--- BEGIN Given information ---
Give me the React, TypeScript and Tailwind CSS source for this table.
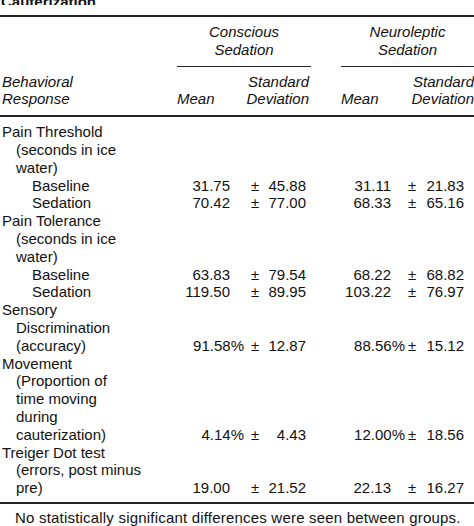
import React from "react";

type Row = {
	label: string[];
	sub?: boolean;
	values?: [string, string, string, string];
};

const rows: Row[] = [
	{ label: ["Pain Threshold", "(seconds in ice", "water)"] },
	{ label: ["Baseline"], sub: true, values: ["31.75", "45.88", "31.11", "21.83"] },
	{ label: ["Sedation"], sub: true, values: ["70.42", "77.00", "68.33", "65.16"] },
	{ label: ["Pain Tolerance", "(seconds in ice", "water)"] },
	{ label: ["Baseline"], sub: true, values: ["63.83", "79.54", "68.22", "68.82"] },
	{ label: ["Sedation"], sub: true, values: ["119.50", "89.95", "103.22", "76.97"] },
	{ label: ["Sensory", "Discrimination", "(accuracy)"], values: ["91.58%", "12.87", "88.56%", "15.12"] },
	{
		label: ["Movement", "(Proportion of", "time moving", "during", "cauterization)"],
		values: ["4.14%", "4.43", "12.00%", "18.56"],
	},
	{ label: ["Treiger Dot test", "(errors, post minus", "pre)"], values: ["19.00", "21.52", "22.13", "16.27"] },
];

// mean values keep their digits on the column edge; a trailing % hangs past it
const Mean: React.FC<{ value: string }> = ({ value }) => {
	const pct = value.endsWith("%");
	const num = pct ? value.slice(0, -1) : value;
	return (
		<div className="text-right whitespace-nowrap">
			{num}
			{pct && <span className="-mr-[14px]">%</span>}
		</div>
	);
};

const Sd: React.FC<{ value: string; pad: string }> = ({ value, pad }) => (
	<div className={`flex justify-between ${pad}`}>
		<span>±</span>
		<span>{value}</span>
	</div>
);

const App: React.FC = () => {
	return (
		<div className="w-[474px] h-[526px] overflow-hidden bg-white text-[#111] font-['Liberation_Sans',Arial,sans-serif] text-[15px] leading-[17.8px]">
			{/* tail of the caption above, cut off by the page edge */}
			<div className="h-[5px] overflow-hidden flex items-end">
				<div className="font-bold leading-[15px] -mb-[4px] pl-[1px]">Cauterization</div>
			</div>
			<div className="mt-[10px] border-t-[2px] border-[#222]" />

			<div className="mt-[6px] grid grid-cols-[177px_134px_30px_133px] italic">
				<div />
				<div className="text-center">
					Conscious
					<br />
					Sedation
				</div>
				<div />
				<div className="text-center">
					Neuroleptic
					<br />
					Sedation
				</div>
			</div>
			<div className="mt-[7px] grid grid-cols-[177px_134px_30px_133px]">
				<div />
				<div className="border-t-[1.5px] border-[#222]" />
				<div />
				<div className="border-t-[1.5px] border-[#222]" />
			</div>
			<div className="mt-[6px] grid grid-cols-[177px_134px_30px_133px] items-end italic">
				<div className="pl-[2px]">
					Behavioral
					<br />
					Response
				</div>
				<div className="flex justify-between items-end pr-[2px]">
					<span>Mean</span>
					<span className="text-right">
						Standard
						<br />
						Deviation
					</span>
				</div>
				<div />
				<div className="flex justify-between items-end">
					<span>Mean</span>
					<span className="text-right">
						Standard
						<br />
						Deviation
					</span>
				</div>
			</div>
			<div className="mt-[7px] border-t-[2.5px] border-[#222]" />

			<div className="mt-[6px]">
				{rows.map((r, i) => (
					<div key={i} className="grid grid-cols-[177px_53px_76px_85px_73px] items-end">
						<div>
							{r.label.map((l, j) => (
								<div key={j} className={r.sub ? "pl-[32px]" : j === 0 ? "pl-[2px]" : "pl-[16px]"}>
									{l}
								</div>
							))}
						</div>
						{r.values ? (
							<>
								<Mean value={r.values[0]} />
								<Sd value={r.values[1]} pad="pl-[21px]" />
								<Mean value={r.values[2]} />
								<Sd value={r.values[3]} pad="pl-[17px]" />
							</>
						) : null}
					</div>
				))}
			</div>

			<div className="mt-[5px] border-t-[2px] border-[#222]" />
			<div className="mt-[5px] pl-[15px] whitespace-nowrap tracking-[0.2px]">
				No statistically significant differences were seen between groups.
			</div>
		</div>
	);
};

export default App;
--- END Given information ---
### Written request
Go through the listing above and quote it exactly, apart from its images.

### Result of the exercise
Give me the React, TypeScript and Tailwind CSS source for this table.
import React from "react";

type Row = {
	label: string[];
	sub?: boolean;
	values?: [string, string, string, string];
};

const rows: Row[] = [
	{ label: ["Pain Threshold", "(seconds in ice", "water)"] },
	{ label: ["Baseline"], sub: true, values: ["31.75", "45.88", "31.11", "21.83"] },
	{ label: ["Sedation"], sub: true, values: ["70.42", "77.00", "68.33", "65.16"] },
	{ label: ["Pain Tolerance", "(seconds in ice", "water)"] },
	{ label: ["Baseline"], sub: true, values: ["63.83", "79.54", "68.22", "68.82"] },
	{ label: ["Sedation"], sub: true, values: ["119.50", "89.95", "103.22", "76.97"] },
	{ label: ["Sensory", "Discrimination", "(accuracy)"], values: ["91.58%", "12.87", "88.56%", "15.12"] },
	{
		label: ["Movement", "(Proportion of", "time moving", "during", "cauterization)"],
		values: ["4.14%", "4.43", "12.00%", "18.56"],
	},
	{ label: ["Treiger Dot test", "(errors, post minus", "pre)"], values: ["19.00", "21.52", "22.13", "16.27"] },
];

// mean values keep their digits on the column edge; a trailing % hangs past it
const Mean: React.FC<{ value: string }> = ({ value }) => {
	const pct = value.endsWith("%");
	const num = pct ? value.slice(0, -1) : value;
	return (
		<div className="text-right whitespace-nowrap">
			{num}
			{pct && <span className="-mr-[14px]">%</span>}
		</div>
	);
};

const Sd: React.FC<{ value: string; pad: string }> = ({ value, pad }) => (
	<div className={`flex justify-between ${pad}`}>
		<span>±</span>
		<span>{value}</span>
	</div>
);

const App: React.FC = () => {
	return (
		<div className="w-[474px] h-[526px] overflow-hidden bg-white text-[#111] font-['Liberation_Sans',Arial,sans-serif] text-[15px] leading-[17.8px]">
			{/* tail of the caption above, cut off by the page edge */}
			<div className="h-[5px] overflow-hidden flex items-end">
				<div className="font-bold leading-[15px] -mb-[4px] pl-[1px]">Cauterization</div>
			</div>
			<div className="mt-[10px] border-t-[2px] border-[#222]" />

			<div className="mt-[6px] grid grid-cols-[177px_134px_30px_133px] italic">
				<div />
				<div className="text-center">
					Conscious
					<br />
					Sedation
				</div>
				<div />
				<div className="text-center">
					Neuroleptic
					<br />
					Sedation
				</div>
			</div>
			<div className="mt-[7px] grid grid-cols-[177px_134px_30px_133px]">
				<div />
				<div className="border-t-[1.5px] border-[#222]" />
				<div />
				<div className="border-t-[1.5px] border-[#222]" />
			</div>
			<div className="mt-[6px] grid grid-cols-[177px_134px_30px_133px] items-end italic">
				<div className="pl-[2px]">
					Behavioral
					<br />
					Response
				</div>
				<div className="flex justify-between items-end pr-[2px]">
					<span>Mean</span>
					<span className="text-right">
						Standard
						<br />
						Deviation
					</span>
				</div>
				<div />
				<div className="flex justify-between items-end">
					<span>Mean</span>
					<span className="text-right">
						Standard
						<br />
						Deviation
					</span>
				</div>
			</div>
			<div className="mt-[7px] border-t-[2.5px] border-[#222]" />

			<div className="mt-[6px]">
				{rows.map((r, i) => (
					<div key={i} className="grid grid-cols-[177px_53px_76px_85px_73px] items-end">
						<div>
							{r.label.map((l, j) => (
								<div key={j} className={r.sub ? "pl-[32px]" : j === 0 ? "pl-[2px]" : "pl-[16px]"}>
									{l}
								</div>
							))}
						</div>
						{r.values ? (
							<>
								<Mean value={r.values[0]} />
								<Sd value={r.values[1]} pad="pl-[21px]" />
								<Mean value={r.values[2]} />
								<Sd value={r.values[3]} pad="pl-[17px]" />
							</>
						) : null}
					</div>
				))}
			</div>

			<div className="mt-[5px] border-t-[2px] border-[#222]" />
			<div className="mt-[5px] pl-[15px] whitespace-nowrap tracking-[0.2px]">
				No statistically significant differences were seen between groups.
			</div>
		</div>
	);
};

export default App;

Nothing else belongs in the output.